On Monday, DC announced that Jonathan Kent will come out in an upcoming issue of the comic “Superman: Son of Kal-El” Volume 5, and enter into a relationship with friend Jay Nakamura. But for Cain, who played the Man of Steel in “Lois & Clark: The New Adventures of Superman” from 1993-97 and voiced Jonathan Kent in the animated “DC Super Hero Girls” animated projects, the decision doesn’t seem all that groundbreaking.

“They said it’s a bold new direction, I say they’re bandwagoning,” the actor said. “Robin just came out as bi, who’s really shocked about that one? The new Captain America is gay. My daughter in [The CW’s] ‘Supergirl’, where I played the father, was gay.”

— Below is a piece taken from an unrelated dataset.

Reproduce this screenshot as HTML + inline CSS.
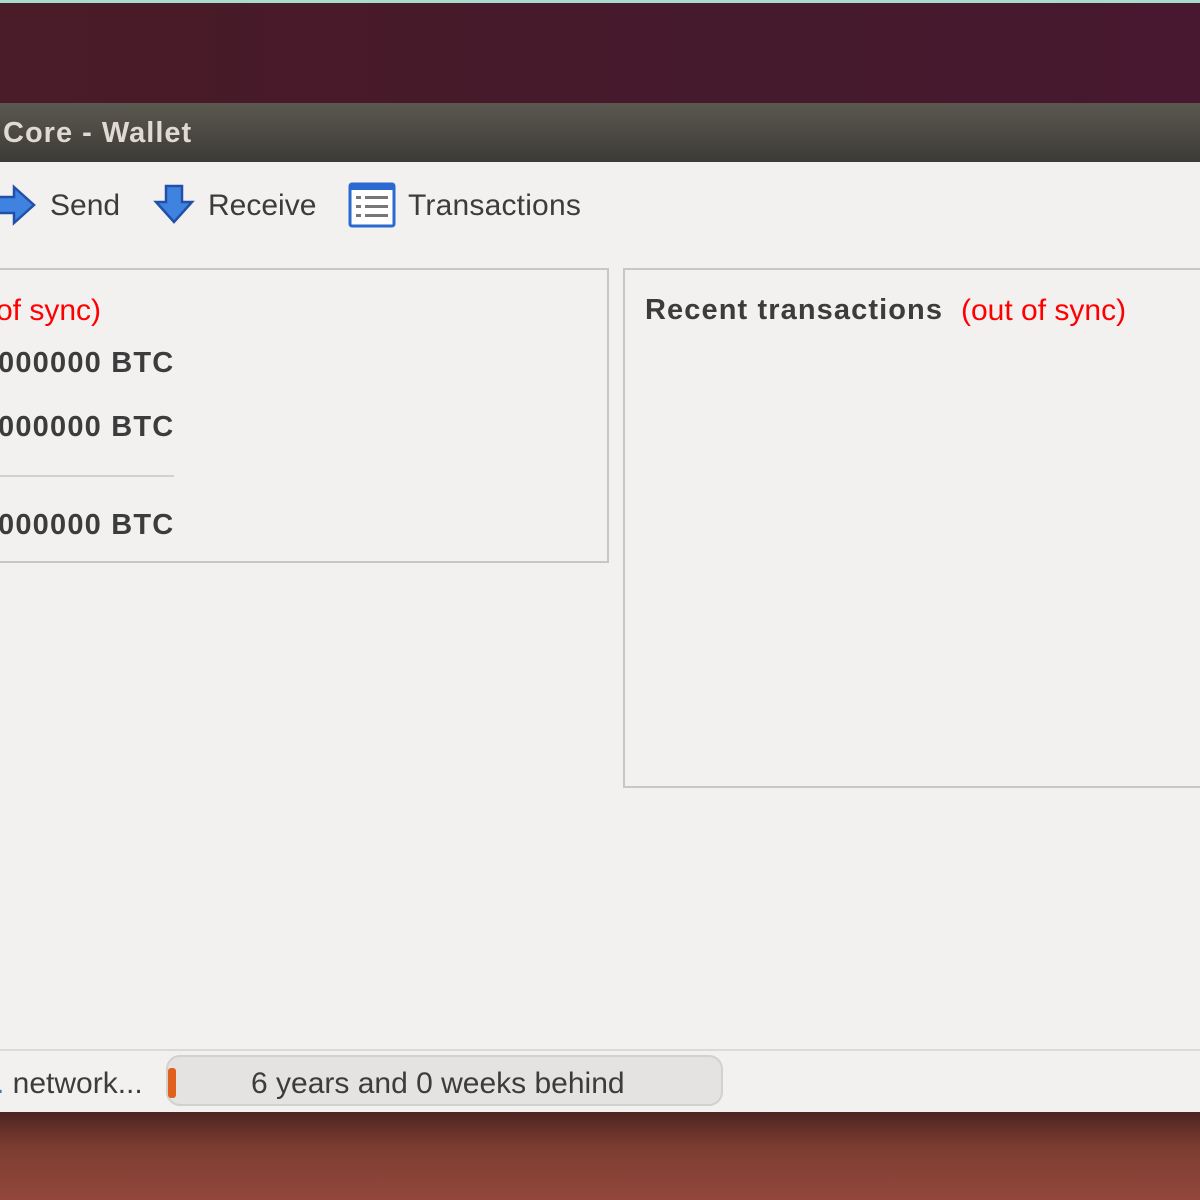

“So I don’t think it’s bold or brave or some crazy new direction,” he continued. “If they had done this 20 years ago, perhaps that would be bold or brave.”

Cain even went so far as to imply that a bisexual Superman in the comics might be performative, and that he’d rather see this Jonathan Kent actually fighting for gay rights outside the U.S.

“Brave would be having him fighting for the rights of gay people in Iran where they’ll throw you off a building for the offense of being gay,” Cain said. “They’re talking about having him fight climate change and the deportation of refugees and he’s dating a hacktivist, whatever a hactivist is. Why don’t they have him fight the injustices that created the refugees whose deportation he’s protesting? That would be brave, I’d read that. Or fighting for the rights of women to attend school and have the ability to work and live and boys not to be raped by men under the new warm and fuzzy Taliban. That would be brave. There’s real evil in this world today, real corruption and government overreach, plenty of things to fight against.”